** Task to complete **
Print, word for word, the opening line of the data below and every line after it through the line that contains "</body></html>", but not the pictures.

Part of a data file

****************

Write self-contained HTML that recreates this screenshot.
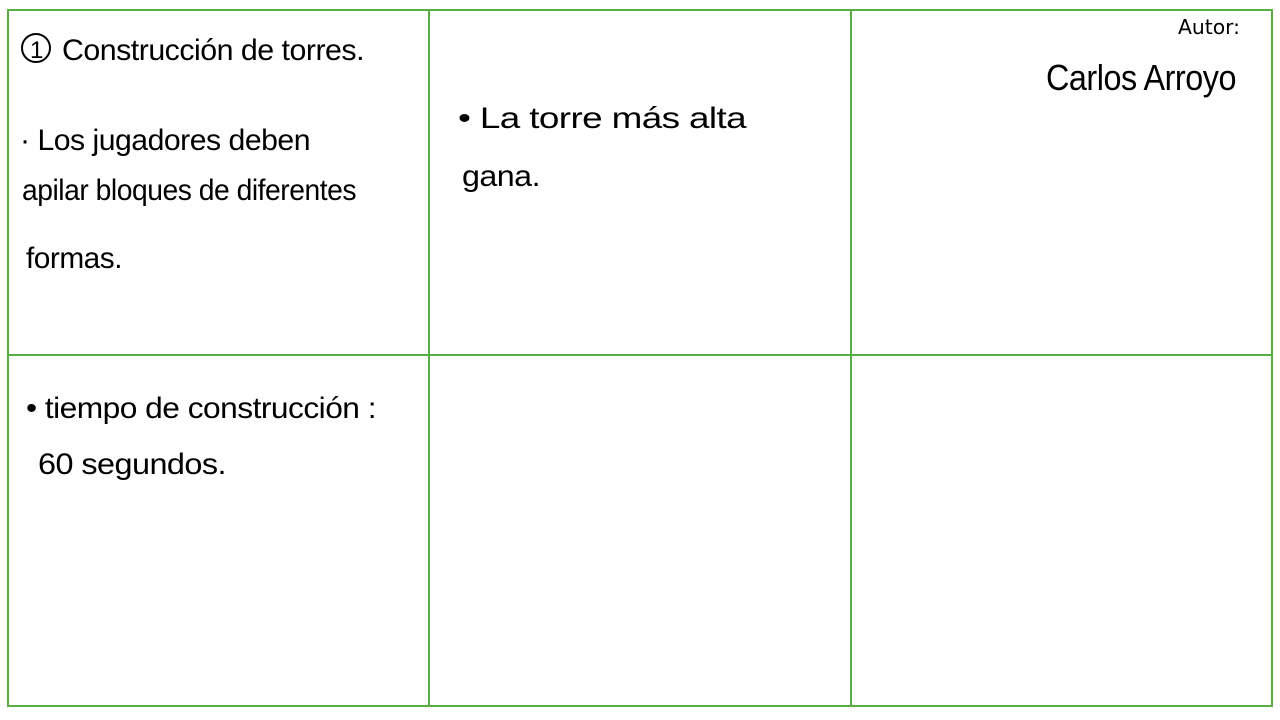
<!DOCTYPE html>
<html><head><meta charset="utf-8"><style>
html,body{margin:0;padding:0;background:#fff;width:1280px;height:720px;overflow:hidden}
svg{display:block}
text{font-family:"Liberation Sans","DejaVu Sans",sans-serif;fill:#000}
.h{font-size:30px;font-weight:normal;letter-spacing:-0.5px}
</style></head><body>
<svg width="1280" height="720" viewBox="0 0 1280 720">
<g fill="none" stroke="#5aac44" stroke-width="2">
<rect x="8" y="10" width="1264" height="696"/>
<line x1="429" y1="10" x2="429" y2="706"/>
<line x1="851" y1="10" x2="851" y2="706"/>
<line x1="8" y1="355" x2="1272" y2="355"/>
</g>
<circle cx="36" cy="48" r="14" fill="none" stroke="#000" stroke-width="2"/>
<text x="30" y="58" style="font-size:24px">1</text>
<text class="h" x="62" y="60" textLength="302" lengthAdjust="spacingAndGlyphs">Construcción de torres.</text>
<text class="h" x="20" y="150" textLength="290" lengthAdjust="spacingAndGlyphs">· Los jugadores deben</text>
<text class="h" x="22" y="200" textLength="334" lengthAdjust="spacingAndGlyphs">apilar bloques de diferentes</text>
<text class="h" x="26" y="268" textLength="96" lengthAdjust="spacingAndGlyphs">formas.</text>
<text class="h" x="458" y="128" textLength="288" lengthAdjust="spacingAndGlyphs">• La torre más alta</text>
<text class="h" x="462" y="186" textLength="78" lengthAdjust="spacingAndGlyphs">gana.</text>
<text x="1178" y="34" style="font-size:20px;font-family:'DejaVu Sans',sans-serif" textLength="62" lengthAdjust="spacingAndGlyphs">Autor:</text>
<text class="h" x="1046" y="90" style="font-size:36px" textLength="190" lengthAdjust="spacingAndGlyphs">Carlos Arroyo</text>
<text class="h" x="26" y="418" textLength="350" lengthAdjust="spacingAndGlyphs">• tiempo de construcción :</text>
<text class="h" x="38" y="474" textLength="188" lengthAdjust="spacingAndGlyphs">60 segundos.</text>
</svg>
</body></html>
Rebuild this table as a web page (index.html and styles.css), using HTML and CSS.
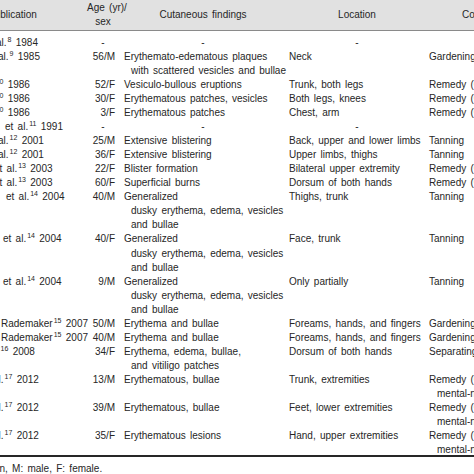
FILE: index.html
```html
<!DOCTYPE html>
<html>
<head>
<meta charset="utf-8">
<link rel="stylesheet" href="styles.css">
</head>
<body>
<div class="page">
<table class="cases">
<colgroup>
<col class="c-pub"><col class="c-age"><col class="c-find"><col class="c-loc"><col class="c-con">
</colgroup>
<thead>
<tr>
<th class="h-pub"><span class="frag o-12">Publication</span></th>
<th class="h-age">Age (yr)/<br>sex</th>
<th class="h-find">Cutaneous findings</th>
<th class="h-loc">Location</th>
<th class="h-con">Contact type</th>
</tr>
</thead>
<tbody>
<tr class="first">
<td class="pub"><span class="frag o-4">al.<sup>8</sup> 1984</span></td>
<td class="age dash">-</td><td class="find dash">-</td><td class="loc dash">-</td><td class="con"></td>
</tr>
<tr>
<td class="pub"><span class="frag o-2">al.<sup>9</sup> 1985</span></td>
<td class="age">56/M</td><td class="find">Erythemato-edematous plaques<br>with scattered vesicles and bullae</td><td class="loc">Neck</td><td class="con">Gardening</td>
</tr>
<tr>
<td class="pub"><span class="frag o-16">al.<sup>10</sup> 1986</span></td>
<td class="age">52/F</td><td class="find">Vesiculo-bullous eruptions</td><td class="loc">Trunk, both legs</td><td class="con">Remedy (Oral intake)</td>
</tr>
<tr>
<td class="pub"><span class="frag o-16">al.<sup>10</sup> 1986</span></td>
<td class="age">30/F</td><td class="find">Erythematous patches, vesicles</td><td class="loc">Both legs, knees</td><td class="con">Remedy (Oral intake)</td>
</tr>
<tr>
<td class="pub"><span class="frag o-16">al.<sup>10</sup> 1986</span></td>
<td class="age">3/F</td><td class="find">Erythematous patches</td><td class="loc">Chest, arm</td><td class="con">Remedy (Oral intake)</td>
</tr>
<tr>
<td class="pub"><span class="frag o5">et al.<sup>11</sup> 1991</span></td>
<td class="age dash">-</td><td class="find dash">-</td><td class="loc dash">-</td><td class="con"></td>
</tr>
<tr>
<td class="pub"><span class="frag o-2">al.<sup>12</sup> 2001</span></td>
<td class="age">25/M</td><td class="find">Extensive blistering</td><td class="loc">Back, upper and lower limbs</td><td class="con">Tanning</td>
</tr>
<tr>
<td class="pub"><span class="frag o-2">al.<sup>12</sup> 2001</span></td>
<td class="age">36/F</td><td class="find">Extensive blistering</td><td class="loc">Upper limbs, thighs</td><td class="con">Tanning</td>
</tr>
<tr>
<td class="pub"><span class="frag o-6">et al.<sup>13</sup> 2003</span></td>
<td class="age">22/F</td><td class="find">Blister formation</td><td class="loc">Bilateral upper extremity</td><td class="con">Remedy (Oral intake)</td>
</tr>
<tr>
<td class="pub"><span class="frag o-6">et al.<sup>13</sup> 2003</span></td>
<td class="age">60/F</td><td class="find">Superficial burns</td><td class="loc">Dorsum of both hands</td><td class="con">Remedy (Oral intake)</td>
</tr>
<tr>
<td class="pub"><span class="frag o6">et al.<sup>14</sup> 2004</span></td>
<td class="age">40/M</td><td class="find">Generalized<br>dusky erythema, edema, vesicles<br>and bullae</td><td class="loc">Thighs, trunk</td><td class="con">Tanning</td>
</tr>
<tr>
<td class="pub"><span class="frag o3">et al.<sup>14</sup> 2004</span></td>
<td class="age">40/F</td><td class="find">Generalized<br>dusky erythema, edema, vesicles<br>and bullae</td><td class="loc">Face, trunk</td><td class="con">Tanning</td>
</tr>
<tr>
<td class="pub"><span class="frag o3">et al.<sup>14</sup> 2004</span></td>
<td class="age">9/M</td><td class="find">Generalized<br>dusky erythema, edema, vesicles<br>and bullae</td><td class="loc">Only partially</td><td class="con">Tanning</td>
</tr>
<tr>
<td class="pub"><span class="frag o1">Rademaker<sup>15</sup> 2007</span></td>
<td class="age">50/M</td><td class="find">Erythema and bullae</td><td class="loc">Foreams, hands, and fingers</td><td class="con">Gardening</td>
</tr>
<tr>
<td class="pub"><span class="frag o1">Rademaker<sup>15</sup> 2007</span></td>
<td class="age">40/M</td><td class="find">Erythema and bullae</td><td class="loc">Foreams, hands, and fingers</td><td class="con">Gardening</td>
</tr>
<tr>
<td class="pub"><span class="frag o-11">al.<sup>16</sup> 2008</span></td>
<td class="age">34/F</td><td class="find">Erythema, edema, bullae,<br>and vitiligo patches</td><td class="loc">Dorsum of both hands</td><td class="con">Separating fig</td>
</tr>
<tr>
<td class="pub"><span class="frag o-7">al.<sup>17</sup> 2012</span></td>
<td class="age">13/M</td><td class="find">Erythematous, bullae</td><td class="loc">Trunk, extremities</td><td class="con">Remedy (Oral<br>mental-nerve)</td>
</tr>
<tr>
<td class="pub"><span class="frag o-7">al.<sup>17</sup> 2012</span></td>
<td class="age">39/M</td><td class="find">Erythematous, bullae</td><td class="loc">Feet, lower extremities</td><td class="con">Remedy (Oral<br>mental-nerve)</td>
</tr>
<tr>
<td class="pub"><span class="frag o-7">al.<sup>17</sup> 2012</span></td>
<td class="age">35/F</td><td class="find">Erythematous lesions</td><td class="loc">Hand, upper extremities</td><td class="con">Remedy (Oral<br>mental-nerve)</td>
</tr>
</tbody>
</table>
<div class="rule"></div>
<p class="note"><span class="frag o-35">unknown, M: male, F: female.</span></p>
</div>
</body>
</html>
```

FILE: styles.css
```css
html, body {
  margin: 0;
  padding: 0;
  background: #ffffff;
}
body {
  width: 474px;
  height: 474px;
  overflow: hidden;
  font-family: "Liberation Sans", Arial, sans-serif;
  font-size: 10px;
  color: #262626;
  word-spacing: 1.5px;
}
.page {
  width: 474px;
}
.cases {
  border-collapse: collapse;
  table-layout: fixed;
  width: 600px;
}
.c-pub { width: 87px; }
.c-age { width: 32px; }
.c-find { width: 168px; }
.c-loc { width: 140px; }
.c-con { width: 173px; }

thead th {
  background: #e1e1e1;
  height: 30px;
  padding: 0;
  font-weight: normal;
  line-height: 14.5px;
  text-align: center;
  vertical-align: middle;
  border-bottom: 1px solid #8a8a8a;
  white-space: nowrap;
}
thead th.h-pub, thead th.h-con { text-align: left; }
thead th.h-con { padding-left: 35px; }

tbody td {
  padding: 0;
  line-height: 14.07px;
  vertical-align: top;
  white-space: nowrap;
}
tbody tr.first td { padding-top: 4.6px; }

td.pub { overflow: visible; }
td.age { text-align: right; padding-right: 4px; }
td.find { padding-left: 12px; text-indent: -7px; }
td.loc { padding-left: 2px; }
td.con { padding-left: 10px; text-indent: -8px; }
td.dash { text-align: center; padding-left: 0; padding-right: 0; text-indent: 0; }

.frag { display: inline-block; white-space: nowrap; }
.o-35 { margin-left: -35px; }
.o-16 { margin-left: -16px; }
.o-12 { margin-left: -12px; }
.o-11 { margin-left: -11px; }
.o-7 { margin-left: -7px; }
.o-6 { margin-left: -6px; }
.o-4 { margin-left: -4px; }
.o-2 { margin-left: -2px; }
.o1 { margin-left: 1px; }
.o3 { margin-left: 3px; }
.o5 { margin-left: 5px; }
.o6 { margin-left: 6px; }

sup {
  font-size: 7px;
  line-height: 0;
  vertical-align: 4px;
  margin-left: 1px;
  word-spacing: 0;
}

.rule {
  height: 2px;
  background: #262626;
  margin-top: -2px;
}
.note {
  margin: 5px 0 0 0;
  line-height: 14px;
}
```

****************

** Answer for the task **
Write self-contained HTML that recreates this screenshot.
<!DOCTYPE html>
<html><head><meta charset="utf-8"><style>
html,body{margin:0;padding:0;background:#fff;width:1280px;height:720px;overflow:hidden}
svg{display:block}
text{font-family:"Liberation Sans","DejaVu Sans",sans-serif;fill:#000}
.h{font-size:30px;font-weight:normal;letter-spacing:-0.5px}
</style></head><body>
<svg width="1280" height="720" viewBox="0 0 1280 720">
<g fill="none" stroke="#5aac44" stroke-width="2">
<rect x="8" y="10" width="1264" height="696"/>
<line x1="429" y1="10" x2="429" y2="706"/>
<line x1="851" y1="10" x2="851" y2="706"/>
<line x1="8" y1="355" x2="1272" y2="355"/>
</g>
<circle cx="36" cy="48" r="14" fill="none" stroke="#000" stroke-width="2"/>
<text x="30" y="58" style="font-size:24px">1</text>
<text class="h" x="62" y="60" textLength="302" lengthAdjust="spacingAndGlyphs">Construcción de torres.</text>
<text class="h" x="20" y="150" textLength="290" lengthAdjust="spacingAndGlyphs">· Los jugadores deben</text>
<text class="h" x="22" y="200" textLength="334" lengthAdjust="spacingAndGlyphs">apilar bloques de diferentes</text>
<text class="h" x="26" y="268" textLength="96" lengthAdjust="spacingAndGlyphs">formas.</text>
<text class="h" x="458" y="128" textLength="288" lengthAdjust="spacingAndGlyphs">• La torre más alta</text>
<text class="h" x="462" y="186" textLength="78" lengthAdjust="spacingAndGlyphs">gana.</text>
<text x="1178" y="34" style="font-size:20px;font-family:'DejaVu Sans',sans-serif" textLength="62" lengthAdjust="spacingAndGlyphs">Autor:</text>
<text class="h" x="1046" y="90" style="font-size:36px" textLength="190" lengthAdjust="spacingAndGlyphs">Carlos Arroyo</text>
<text class="h" x="26" y="418" textLength="350" lengthAdjust="spacingAndGlyphs">• tiempo de construcción :</text>
<text class="h" x="38" y="474" textLength="188" lengthAdjust="spacingAndGlyphs">60 segundos.</text>
</svg>
</body></html>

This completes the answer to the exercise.